The district court rejected that motion, holding that the committee had failed to meet its burden to justify expedition, and suggesting that the court should not rush to decide the difficult legal questions presented in the case. The case was eventually argued on Nov. 6. It has now been more than two months since oral argument, more than six months since the case was first filed, and more than eight months since the subpoena was issued—yet McFadden still hasn’t issued a ruling.

Then, on Tuesday, McFadden delayed a decision even further. McFadden issued an order stating that the case is stayed “pending a decision in Committee on the Judiciary, U.S. House of Representatives v. McGahn.” But it is hard to understand why he would be awaiting a decision in the McGahn case. The two cases raise different issues: The tax return case raises the issue of Congress’ powers under a federal statute and its Article I investigatory authority, while the McGahn case raises a separate issue of the immunity of the president’s close advisers to congressional subpoenas during an impeachment inquiry.

To be sure, one could argue that both cases raise broader jurisdictional questions about Congress’ power to bring suits like these at all, but even that issue is not identical: the tax return case involves Congress’ power to enforce a right to documents that it has under a federal statute and to engage in oversight in aid of its legislative function, while the McGahn case involves Congress’ power to enforce a subpoena of a witness as part of an impeachment investigation. There is no judicial principle that requires McFadden to refuse to decide the case before him until the court of appeals has weighed in on a tangentially related issue in a separate case. And it is particularly unclear why he would wait here, given that multiple other district court judges in McFadden’s district have already ruled that Congress can bring suits like the tax return one.

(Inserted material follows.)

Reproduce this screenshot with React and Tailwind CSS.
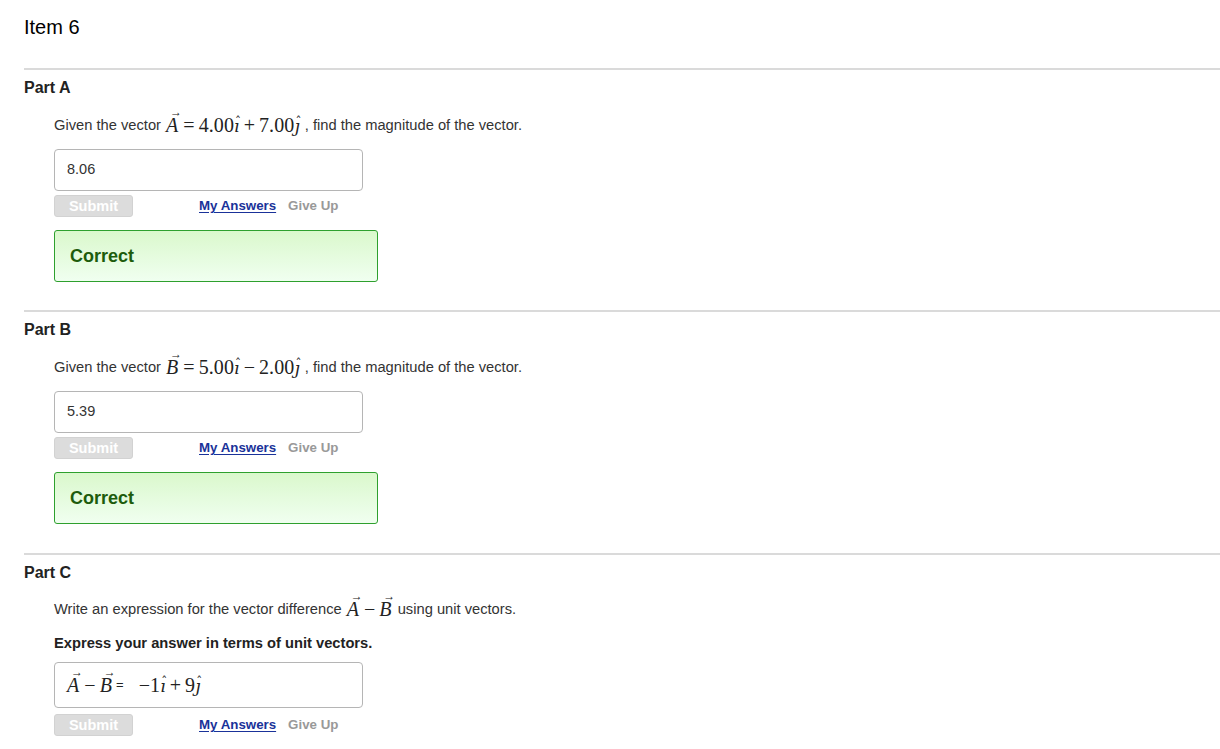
const serif = { fontFamily: '"Liberation Serif", "DejaVu Serif", serif' }
const dejavu = { fontFamily: '"DejaVu Serif", serif' }

function Vec({ children }) {
  return (
    <span className="relative inline-block italic pr-[1px]">
      {children}
      <span className="absolute left-[4px] right-0 top-[-4px] text-center text-[12px] not-italic leading-none">→</span>
    </span>
  )
}

function Hat({ children }) {
  return (
    <span className="relative inline-block italic text-[17px]" style={dejavu}>
      {children}
      <span className="absolute left-[1px] right-0 top-[2px] text-center text-[12px] not-italic leading-none">ˆ</span>
    </span>
  )
}

function Op({ children }) {
  return <span className="mx-[4px]">{children}</span>
}

function Math({ children }) {
  return (
    <span className="text-[20px] text-[#222] mx-[5px] tracking-[0.1px]" style={serif}>
      {children}
    </span>
  )
}

function Controls() {
  return (
    <div className="flex items-center h-[22px]">
      <button className="w-[79px] h-[22px] rounded-[3px] bg-[#dcdcdc] border border-[#d2d2d2] text-white font-bold text-[14.5px] leading-none">
        Submit
      </button>
      <a href="#" className="ml-[66px] text-[13.3px] font-bold text-[#1a3299] underline underline-offset-2">My Answers</a>
      <span className="ml-3 text-[13.3px] font-bold text-[#999]">Give Up</span>
    </div>
  )
}

function Correct() {
  return (
    <div className="mt-[13px] w-[324px] h-[52px] rounded-[3px] border-[1.5px] border-[#2ea02e] bg-gradient-to-b from-[#daf8cc] to-[#f0fff0] flex items-center pl-[15px]">
      <span className="text-[18px] font-bold text-[#1d5c0c]">Correct</span>
    </div>
  )
}

function Part({ label, children }) {
  return (
    <div className="border-t-2 border-[#dadada]">
      <div className="pt-[8px] h-[28px] text-[16px] font-bold text-[#222] leading-[20px]">{label}</div>
      <div className="pl-[30px]">{children}</div>
    </div>
  )
}

export default function App() {
  return (
    <div className="w-[1220px] h-[749px] overflow-hidden bg-white pl-6 text-[#333]" style={{ fontFamily: '"Liberation Sans", Arial, sans-serif' }}>
      <div className="pt-[13px] h-[68px] text-[20px] leading-[28px] text-black">Item 6</div>

      <Part label="Part A">
        <div className="mt-[15px] h-[24px] flex items-center text-[14.7px] text-[#333]">
          <span>Given the vector</span>
          <Math>
            <Vec>A</Vec><Op>=</Op>4.00<Hat>ı</Hat><Op>+</Op>7.00<Hat>ȷ</Hat>
          </Math>
          <span>, find the magnitude of the vector.</span>
        </div>
        <div className="mt-[12px] w-[309px] h-[42px] rounded-[4px] border border-[#b5b5b5] flex items-center pl-3 text-[14.5px] text-[#333]">8.06</div>
        <div className="mt-1">
          <Controls />
        </div>
        <Correct />
        <div className="h-[28px]" />
      </Part>

      <Part label="Part B">
        <div className="mt-[15px] h-[24px] flex items-center text-[14.7px] text-[#333]">
          <span>Given the vector</span>
          <Math>
            <Vec>B</Vec><Op>=</Op>5.00<Hat>ı</Hat><Op>−</Op>2.00<Hat>ȷ</Hat>
          </Math>
          <span>, find the magnitude of the vector.</span>
        </div>
        <div className="mt-[12px] w-[309px] h-[42px] rounded-[4px] border border-[#b5b5b5] flex items-center pl-3 text-[14.5px] text-[#333]">5.39</div>
        <div className="mt-1">
          <Controls />
        </div>
        <Correct />
        <div className="h-[29px]" />
      </Part>

      <Part label="Part C">
        <div className="mt-[13px] h-[26px] flex items-center text-[14.7px] text-[#333]">
          <span>Write an expression for the vector difference</span>
          <Math>
            <Vec>A</Vec><Op>−</Op><Vec>B</Vec>
          </Math>
          <span>using unit vectors.</span>
        </div>
        <div className="mt-[11px] h-[20px] text-[14.7px] font-bold text-[#222] leading-[20px]">Express your answer in terms of unit vectors.</div>
        <div className="mt-[9px] w-[309px] h-[46px] rounded-[4px] border border-[#b5b5b5] flex items-center pl-3 text-[#222]">
          <span className="text-[20px] tracking-[0.1px]" style={serif}>
            <Vec>A</Vec><Op>−</Op><Vec>B</Vec>
          </span>
          <span className="text-[13px] ml-[3px] mr-[15px]">=</span>
          <span className="text-[20px] tracking-[0.1px]" style={serif}>
            −1<Hat>ı</Hat><Op>+</Op>9<Hat>ȷ</Hat>
          </span>
        </div>
        <div className="mt-[6px]">
          <Controls />
        </div>
        <Correct />
      </Part>
    </div>
  )
}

McFadden’s order is also troubling because of what it means for Congress’ ability to eventually obtain Trump’s tax returns. The current Congress is already more than halfway over. Thus, even if the committee is correct on the law and is entitled to the tax returns, there is a real risk that Trump will manage to run out the clock and let any subpoena for his tax returns expire before it can be enforced. That’s especially true here, where—as an attorney for the House noted in a hearing before the judge issued his order—there will need to be further briefing on the merits of the case even if the judge rules in favor of the House on the preliminary briefing.

The possibility that justice delayed could be justice denied is why judges should be expediting cases like this and ensuring that they are decided quickly to avoid any purposeful attempts at delay by the parties. To that point, it is noteworthy that several other cases involving congressional requests for documents and testimony from the Trump administration have moved far quicker—for example, the case involving financial documents from Trump’s accounting firm Mazars, which is already at the Supreme Court and in which Rao dissented, and the case involving the portions of the Mueller report redacted as grand jury materials, which was already argued before the D.C. Circuit.

Unfortunately, rather than moving quickly to decide a case of national import like this one, McFadden is delaying, possibly to the point that there will not be time for full resolution of the case. Let us hope the D.C. Circuit, which heard arguments in the McGahn case earlier this month, issues its decision quickly and prevents the district court from using the pendency of that case as an excuse to refuse to decide whether Trump’s tax returns must be released.